I had been a bit surprised by the lack of passion in my class — was this just because it was something they just grew up accepting as part of history? People had quietly chuckled at the “I don’t know what to advise you” comment those rare times I’ve shown this video before, never has there been a loud outburst!
The generation of students now in college are the first to grow up completely in the digital age. The internet and e-mail were commonplace when they were three years old, CDs were becoming obsolete by the time they hit middle school — and many of them already had cell phones by that time. Could it be that information-age children are becoming more dispassionate yet nonetheless thoughtful adults?
There are other explanations. Mainers tend to be relatively even keeled, and students are a unique demographic. We have a good mix of “conservatives” and “liberals,” and the two groups get along well together (that’s also not atypical for Maine). And, of course, there are a lot of people who diss the new generation — they don’t focus on things for long periods of time, or don’t appreciate literature, preferring tweets and factoids instead.
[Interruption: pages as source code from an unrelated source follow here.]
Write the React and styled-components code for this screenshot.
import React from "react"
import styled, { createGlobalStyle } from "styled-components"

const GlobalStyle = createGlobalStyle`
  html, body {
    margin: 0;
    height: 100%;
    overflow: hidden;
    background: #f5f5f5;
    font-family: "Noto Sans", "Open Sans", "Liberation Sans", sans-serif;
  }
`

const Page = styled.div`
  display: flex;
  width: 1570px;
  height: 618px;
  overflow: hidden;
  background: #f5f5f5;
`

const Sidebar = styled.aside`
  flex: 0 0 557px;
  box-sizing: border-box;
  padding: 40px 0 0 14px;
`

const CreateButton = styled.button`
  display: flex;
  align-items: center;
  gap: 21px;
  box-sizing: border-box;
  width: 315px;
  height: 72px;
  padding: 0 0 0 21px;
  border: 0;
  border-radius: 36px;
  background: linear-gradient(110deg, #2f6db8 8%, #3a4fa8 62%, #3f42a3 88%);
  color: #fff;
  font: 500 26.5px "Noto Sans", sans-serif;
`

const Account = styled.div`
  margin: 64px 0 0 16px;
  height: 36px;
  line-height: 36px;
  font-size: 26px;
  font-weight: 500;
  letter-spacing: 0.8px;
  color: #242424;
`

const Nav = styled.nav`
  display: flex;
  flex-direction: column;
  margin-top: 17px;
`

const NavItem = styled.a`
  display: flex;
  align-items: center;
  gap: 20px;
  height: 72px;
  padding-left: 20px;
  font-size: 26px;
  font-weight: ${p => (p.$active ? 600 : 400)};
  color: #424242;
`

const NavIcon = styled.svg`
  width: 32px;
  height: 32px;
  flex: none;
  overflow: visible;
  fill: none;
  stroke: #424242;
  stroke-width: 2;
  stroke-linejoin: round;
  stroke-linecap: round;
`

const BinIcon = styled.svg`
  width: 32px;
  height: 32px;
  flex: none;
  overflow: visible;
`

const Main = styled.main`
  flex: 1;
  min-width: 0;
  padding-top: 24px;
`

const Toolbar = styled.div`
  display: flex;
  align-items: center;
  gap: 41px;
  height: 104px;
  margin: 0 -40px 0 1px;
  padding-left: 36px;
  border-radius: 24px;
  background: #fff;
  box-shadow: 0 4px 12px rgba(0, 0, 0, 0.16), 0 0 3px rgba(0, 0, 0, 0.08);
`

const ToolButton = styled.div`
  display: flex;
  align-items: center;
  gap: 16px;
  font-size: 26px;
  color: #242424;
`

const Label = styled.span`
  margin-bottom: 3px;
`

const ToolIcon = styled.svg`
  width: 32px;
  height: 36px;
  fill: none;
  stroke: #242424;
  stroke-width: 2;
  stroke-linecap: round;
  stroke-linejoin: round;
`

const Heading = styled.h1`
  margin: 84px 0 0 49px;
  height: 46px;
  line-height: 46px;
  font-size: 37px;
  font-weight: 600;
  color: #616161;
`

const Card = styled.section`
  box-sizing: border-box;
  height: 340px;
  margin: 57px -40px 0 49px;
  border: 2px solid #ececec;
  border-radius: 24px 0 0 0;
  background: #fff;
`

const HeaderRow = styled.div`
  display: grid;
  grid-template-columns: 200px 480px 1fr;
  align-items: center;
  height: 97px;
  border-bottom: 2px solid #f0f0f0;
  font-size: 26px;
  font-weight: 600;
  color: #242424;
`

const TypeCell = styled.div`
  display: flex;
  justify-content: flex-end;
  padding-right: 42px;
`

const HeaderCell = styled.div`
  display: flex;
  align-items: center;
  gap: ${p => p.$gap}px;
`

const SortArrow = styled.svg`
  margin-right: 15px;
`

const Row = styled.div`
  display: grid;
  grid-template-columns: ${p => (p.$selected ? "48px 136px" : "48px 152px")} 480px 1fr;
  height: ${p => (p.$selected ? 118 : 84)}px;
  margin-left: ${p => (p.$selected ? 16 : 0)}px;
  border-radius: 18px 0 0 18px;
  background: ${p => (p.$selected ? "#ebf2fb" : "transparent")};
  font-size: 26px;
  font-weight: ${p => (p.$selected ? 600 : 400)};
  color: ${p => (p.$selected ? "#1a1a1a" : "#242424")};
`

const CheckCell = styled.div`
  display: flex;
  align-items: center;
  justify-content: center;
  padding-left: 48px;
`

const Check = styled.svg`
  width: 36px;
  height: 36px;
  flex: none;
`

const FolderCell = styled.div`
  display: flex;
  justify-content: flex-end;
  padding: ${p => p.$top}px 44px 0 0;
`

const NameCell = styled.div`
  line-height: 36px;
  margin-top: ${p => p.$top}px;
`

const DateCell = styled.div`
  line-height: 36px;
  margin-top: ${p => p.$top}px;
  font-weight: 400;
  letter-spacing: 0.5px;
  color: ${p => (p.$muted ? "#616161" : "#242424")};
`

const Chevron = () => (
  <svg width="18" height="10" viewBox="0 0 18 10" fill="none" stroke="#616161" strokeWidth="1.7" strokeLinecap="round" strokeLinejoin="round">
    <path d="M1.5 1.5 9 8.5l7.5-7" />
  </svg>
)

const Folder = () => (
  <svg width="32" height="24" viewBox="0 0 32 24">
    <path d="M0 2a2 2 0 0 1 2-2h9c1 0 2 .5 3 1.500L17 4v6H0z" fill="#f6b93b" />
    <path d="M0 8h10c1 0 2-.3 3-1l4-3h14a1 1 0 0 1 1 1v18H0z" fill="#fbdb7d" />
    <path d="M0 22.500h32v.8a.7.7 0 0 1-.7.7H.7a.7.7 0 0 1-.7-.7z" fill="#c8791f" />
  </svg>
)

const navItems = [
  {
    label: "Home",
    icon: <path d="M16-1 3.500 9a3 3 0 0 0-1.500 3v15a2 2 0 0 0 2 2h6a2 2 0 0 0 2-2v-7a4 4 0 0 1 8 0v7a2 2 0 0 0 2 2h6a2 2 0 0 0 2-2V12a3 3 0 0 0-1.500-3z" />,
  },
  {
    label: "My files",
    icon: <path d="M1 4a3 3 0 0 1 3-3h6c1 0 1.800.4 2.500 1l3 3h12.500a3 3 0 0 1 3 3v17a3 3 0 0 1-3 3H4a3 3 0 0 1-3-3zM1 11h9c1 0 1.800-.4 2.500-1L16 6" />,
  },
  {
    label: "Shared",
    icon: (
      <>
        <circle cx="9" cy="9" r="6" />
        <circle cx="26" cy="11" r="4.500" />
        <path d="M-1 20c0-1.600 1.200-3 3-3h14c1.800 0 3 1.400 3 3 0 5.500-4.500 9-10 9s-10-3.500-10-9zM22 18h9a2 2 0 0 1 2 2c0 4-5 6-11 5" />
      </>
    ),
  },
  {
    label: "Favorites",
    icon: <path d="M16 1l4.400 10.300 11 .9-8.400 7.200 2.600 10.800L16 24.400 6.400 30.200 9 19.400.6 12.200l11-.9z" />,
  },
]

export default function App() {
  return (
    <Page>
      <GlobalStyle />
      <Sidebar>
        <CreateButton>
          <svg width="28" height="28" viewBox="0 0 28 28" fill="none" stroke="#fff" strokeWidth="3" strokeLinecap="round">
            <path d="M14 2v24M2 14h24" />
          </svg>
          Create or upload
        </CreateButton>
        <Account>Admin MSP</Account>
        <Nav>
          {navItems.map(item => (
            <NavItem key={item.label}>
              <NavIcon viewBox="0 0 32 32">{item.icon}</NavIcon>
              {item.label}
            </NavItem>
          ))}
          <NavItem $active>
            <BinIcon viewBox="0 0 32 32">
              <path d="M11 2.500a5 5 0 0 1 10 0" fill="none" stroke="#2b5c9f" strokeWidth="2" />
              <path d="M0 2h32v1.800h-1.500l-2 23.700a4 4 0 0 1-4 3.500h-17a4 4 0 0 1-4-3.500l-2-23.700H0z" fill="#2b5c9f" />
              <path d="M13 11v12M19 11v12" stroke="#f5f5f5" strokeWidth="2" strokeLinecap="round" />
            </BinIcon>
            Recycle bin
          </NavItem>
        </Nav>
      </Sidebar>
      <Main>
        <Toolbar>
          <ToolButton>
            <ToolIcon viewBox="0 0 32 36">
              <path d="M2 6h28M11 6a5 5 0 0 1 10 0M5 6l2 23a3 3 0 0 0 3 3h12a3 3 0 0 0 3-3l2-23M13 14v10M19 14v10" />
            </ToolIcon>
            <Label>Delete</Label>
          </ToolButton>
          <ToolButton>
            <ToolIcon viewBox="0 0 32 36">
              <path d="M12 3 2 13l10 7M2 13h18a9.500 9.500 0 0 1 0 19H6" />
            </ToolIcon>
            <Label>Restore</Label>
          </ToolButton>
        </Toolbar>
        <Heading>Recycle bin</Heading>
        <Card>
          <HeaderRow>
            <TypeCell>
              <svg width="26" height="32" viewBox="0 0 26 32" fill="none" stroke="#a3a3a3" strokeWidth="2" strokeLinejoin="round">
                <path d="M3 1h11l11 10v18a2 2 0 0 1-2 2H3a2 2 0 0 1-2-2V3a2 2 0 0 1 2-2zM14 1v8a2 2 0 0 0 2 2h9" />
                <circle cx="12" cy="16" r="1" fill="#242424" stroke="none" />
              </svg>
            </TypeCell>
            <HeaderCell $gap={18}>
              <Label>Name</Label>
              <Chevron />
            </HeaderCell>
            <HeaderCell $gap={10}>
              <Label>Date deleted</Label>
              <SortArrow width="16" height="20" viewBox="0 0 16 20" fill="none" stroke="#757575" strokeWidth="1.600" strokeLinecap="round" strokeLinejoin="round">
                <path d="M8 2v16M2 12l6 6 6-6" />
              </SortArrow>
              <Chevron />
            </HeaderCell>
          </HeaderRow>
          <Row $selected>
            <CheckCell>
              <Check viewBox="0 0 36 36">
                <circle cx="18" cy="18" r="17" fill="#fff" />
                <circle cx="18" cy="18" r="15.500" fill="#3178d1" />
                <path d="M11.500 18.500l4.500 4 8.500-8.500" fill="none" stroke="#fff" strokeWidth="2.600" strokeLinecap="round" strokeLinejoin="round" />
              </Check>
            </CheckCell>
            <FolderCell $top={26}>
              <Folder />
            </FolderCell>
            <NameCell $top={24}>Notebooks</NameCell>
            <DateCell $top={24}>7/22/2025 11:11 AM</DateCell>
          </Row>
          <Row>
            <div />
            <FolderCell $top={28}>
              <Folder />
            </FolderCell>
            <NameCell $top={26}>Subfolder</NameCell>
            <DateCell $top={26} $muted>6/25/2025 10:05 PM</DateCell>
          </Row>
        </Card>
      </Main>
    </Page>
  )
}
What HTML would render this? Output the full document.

Yet having seen how student “personalities” shift slowly over time (there isn’t really a cut off point between ‘generations’) I find myself rather optimistic about the new generation.
It’s not so much that they are dispassionate, but that they are savvy about how to handle information. I see this on facebook debates (one reason I’m one of those faculty who accept student facebook friends is that it’s a window to how this generation thinks). They seem less likely to give in to emotional reaction/over-reaction, and more likely to look at various perspectives of an issue. They tend to be more relativistic in their world view than I would be, but that also translates to more tolerance. I feel they can handle really intense emotional issues without giving in to the anger and passion that often exemplifies my generation. Even issues like abortion seem a bit easier for them to deal with.
It’ll be fascinating to watch how the true digital generation — people who have been on line essentially from birth — turns out. I am optimistic.